++++ EXCERPTED RECORDS ++++
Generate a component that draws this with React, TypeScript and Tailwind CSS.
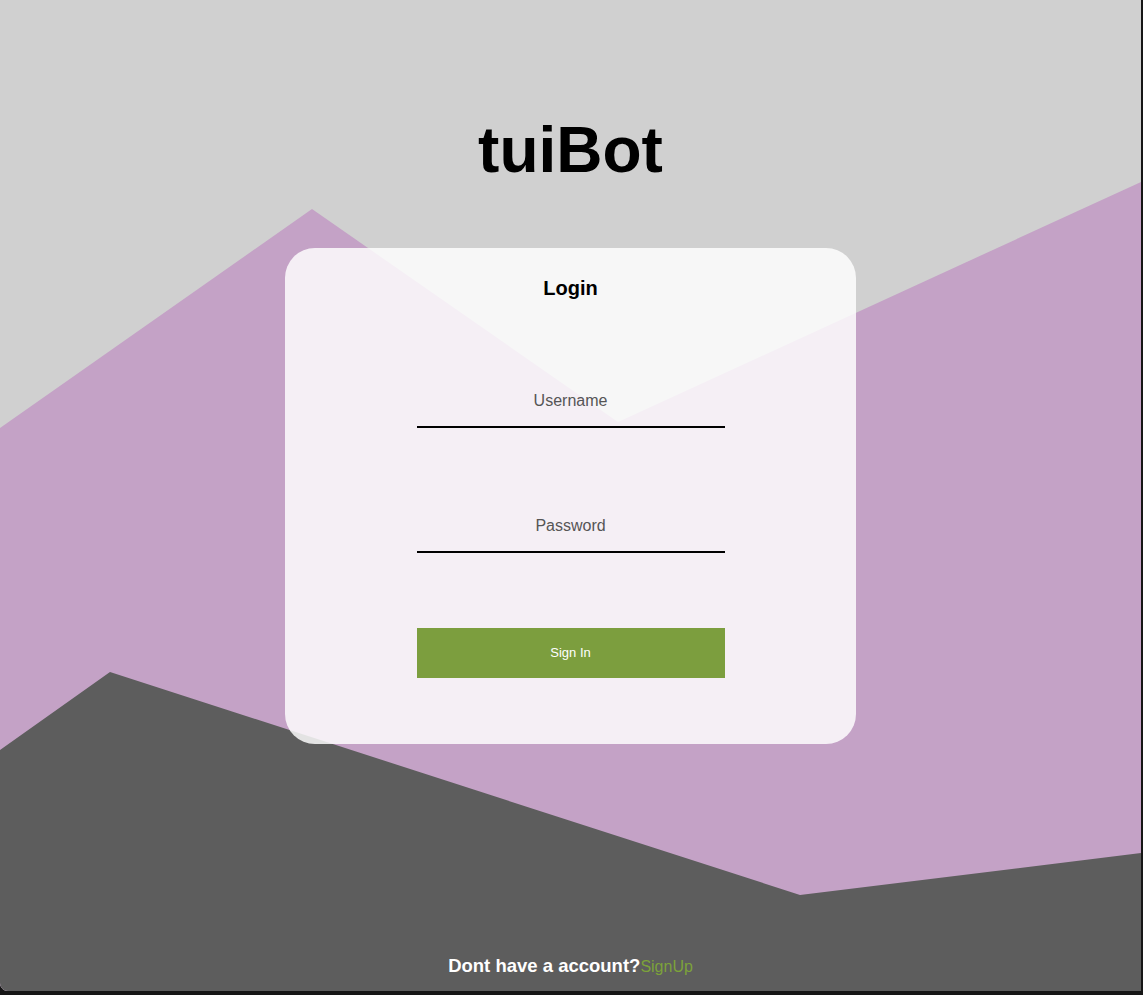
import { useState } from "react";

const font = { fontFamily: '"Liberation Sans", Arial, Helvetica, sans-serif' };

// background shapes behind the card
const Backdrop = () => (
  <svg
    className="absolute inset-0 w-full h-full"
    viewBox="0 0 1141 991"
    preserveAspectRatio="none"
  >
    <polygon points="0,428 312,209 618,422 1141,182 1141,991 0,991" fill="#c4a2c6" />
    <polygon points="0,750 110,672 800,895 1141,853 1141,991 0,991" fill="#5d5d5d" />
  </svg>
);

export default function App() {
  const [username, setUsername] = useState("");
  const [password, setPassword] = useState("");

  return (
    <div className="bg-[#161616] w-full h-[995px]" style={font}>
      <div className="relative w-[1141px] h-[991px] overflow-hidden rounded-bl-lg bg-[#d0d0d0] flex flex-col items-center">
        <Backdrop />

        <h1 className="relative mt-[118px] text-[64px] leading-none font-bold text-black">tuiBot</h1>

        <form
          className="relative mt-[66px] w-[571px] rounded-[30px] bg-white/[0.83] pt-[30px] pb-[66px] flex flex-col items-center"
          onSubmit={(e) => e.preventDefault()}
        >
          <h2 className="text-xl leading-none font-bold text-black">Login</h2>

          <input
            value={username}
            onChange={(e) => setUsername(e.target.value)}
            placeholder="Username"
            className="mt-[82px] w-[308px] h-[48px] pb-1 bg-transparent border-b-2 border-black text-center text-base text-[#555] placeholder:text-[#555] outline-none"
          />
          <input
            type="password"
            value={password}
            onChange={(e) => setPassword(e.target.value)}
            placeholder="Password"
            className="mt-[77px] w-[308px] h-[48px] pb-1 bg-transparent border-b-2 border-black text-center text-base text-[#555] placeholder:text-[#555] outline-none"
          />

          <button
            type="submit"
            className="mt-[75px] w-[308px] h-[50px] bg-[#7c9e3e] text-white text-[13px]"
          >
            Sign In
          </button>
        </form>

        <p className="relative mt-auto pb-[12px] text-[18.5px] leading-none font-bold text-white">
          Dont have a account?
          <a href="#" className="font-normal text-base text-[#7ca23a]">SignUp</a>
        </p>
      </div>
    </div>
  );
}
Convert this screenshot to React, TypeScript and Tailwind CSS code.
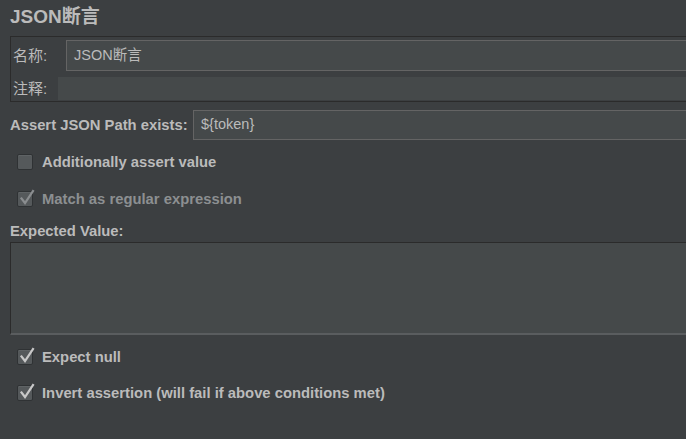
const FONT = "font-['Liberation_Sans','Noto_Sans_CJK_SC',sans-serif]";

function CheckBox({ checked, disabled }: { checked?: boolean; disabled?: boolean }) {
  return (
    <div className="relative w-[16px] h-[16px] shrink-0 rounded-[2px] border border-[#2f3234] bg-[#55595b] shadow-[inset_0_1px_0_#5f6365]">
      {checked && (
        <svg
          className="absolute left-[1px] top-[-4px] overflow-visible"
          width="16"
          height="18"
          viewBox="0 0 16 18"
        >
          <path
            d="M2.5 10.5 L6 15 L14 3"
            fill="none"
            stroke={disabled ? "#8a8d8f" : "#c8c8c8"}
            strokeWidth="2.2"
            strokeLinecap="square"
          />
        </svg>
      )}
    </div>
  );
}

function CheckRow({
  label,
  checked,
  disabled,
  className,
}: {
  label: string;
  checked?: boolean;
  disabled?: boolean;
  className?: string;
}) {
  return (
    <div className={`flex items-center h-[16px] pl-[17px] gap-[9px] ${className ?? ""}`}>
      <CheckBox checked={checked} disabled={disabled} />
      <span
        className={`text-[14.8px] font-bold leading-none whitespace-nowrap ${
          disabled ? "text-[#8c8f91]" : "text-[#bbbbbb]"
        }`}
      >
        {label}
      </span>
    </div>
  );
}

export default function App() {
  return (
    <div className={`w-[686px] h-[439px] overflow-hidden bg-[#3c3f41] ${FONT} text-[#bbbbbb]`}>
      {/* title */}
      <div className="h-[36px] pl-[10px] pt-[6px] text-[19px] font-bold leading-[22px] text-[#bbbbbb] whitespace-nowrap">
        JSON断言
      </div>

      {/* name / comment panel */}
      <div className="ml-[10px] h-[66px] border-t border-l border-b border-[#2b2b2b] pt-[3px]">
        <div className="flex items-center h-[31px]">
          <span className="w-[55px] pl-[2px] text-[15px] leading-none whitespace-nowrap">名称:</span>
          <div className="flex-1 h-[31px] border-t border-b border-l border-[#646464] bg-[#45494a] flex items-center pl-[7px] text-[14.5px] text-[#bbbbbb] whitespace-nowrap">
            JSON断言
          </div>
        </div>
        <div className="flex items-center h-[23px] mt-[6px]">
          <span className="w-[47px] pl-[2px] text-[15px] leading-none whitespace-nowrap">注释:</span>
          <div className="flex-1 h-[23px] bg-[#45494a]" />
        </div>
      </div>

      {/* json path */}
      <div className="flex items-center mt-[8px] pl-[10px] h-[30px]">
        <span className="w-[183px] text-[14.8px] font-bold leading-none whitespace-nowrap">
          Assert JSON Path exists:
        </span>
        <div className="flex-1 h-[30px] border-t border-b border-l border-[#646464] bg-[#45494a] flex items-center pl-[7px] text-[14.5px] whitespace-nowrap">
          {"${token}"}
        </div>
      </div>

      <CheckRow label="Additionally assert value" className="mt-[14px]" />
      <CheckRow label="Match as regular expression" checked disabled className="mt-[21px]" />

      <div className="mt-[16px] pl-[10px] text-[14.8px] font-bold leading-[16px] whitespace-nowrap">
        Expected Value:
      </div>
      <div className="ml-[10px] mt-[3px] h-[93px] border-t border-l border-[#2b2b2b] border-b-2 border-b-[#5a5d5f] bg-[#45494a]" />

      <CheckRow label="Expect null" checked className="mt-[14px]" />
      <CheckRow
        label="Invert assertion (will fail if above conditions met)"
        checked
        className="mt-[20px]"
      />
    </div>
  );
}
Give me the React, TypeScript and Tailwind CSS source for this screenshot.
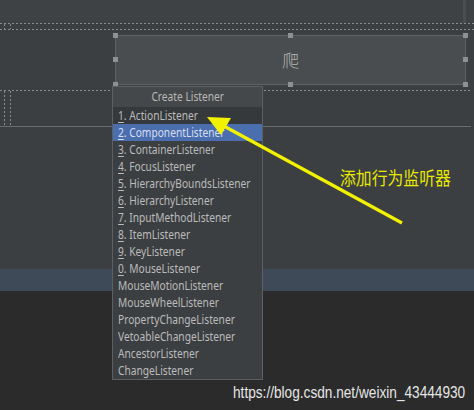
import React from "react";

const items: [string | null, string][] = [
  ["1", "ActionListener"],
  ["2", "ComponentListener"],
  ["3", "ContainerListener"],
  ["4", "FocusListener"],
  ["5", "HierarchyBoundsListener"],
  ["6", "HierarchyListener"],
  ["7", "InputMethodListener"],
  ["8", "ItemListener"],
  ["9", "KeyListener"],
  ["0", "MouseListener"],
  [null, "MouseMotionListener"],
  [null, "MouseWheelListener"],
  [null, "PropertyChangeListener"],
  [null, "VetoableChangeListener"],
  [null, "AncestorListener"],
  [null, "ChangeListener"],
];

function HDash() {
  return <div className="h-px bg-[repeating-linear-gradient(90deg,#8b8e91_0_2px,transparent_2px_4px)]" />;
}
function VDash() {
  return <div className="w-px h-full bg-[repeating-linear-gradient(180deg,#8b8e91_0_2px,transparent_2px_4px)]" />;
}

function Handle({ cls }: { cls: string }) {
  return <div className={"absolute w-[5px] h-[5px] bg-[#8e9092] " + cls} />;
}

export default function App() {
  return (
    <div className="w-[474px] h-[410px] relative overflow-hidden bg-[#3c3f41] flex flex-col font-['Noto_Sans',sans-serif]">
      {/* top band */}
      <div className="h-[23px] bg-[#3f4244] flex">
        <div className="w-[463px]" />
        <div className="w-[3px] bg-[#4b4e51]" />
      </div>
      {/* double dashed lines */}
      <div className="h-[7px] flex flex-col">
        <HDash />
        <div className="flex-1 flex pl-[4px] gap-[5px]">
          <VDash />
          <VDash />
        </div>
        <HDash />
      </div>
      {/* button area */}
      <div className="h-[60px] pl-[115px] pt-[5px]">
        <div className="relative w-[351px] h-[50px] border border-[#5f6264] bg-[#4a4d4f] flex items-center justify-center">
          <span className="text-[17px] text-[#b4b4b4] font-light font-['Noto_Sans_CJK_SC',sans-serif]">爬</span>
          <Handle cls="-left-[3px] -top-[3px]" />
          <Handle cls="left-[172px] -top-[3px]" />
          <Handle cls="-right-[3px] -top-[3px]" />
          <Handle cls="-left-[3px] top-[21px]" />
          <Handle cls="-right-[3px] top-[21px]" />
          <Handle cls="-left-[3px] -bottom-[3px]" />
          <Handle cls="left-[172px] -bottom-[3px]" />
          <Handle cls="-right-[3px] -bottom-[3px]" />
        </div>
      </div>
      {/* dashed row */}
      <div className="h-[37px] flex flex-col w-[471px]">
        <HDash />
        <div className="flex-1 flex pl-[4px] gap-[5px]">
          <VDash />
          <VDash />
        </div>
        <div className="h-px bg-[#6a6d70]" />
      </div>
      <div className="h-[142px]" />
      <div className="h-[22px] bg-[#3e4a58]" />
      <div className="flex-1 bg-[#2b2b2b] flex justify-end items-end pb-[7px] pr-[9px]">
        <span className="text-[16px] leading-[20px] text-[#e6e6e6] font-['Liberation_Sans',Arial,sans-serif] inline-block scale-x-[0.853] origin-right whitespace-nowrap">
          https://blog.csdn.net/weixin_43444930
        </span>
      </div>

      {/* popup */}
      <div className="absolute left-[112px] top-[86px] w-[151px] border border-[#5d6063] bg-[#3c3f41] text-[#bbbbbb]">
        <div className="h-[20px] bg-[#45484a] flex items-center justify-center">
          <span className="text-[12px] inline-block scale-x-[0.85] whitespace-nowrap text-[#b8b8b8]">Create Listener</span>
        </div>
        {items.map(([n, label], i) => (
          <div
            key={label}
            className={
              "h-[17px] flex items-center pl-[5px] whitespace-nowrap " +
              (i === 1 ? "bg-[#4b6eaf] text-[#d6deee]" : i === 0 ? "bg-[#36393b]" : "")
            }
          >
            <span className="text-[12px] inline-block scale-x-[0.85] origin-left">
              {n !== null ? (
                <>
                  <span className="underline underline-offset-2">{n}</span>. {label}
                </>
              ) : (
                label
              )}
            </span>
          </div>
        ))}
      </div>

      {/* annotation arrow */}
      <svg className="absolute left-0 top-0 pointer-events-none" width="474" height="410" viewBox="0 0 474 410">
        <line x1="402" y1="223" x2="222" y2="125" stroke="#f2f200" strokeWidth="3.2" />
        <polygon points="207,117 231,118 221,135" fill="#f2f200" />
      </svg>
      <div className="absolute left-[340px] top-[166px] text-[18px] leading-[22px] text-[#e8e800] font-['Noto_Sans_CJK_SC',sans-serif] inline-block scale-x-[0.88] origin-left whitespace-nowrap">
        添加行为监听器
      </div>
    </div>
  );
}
++++
*WHAT THE TASK ASKS:* Every line above that contains the word "this" should be reported.

*REPLY TO THE TASK:*
Generate a component that draws this with React, TypeScript and Tailwind CSS.
Convert this screenshot to React, TypeScript and Tailwind CSS code.
Give me the React, TypeScript and Tailwind CSS source for this screenshot.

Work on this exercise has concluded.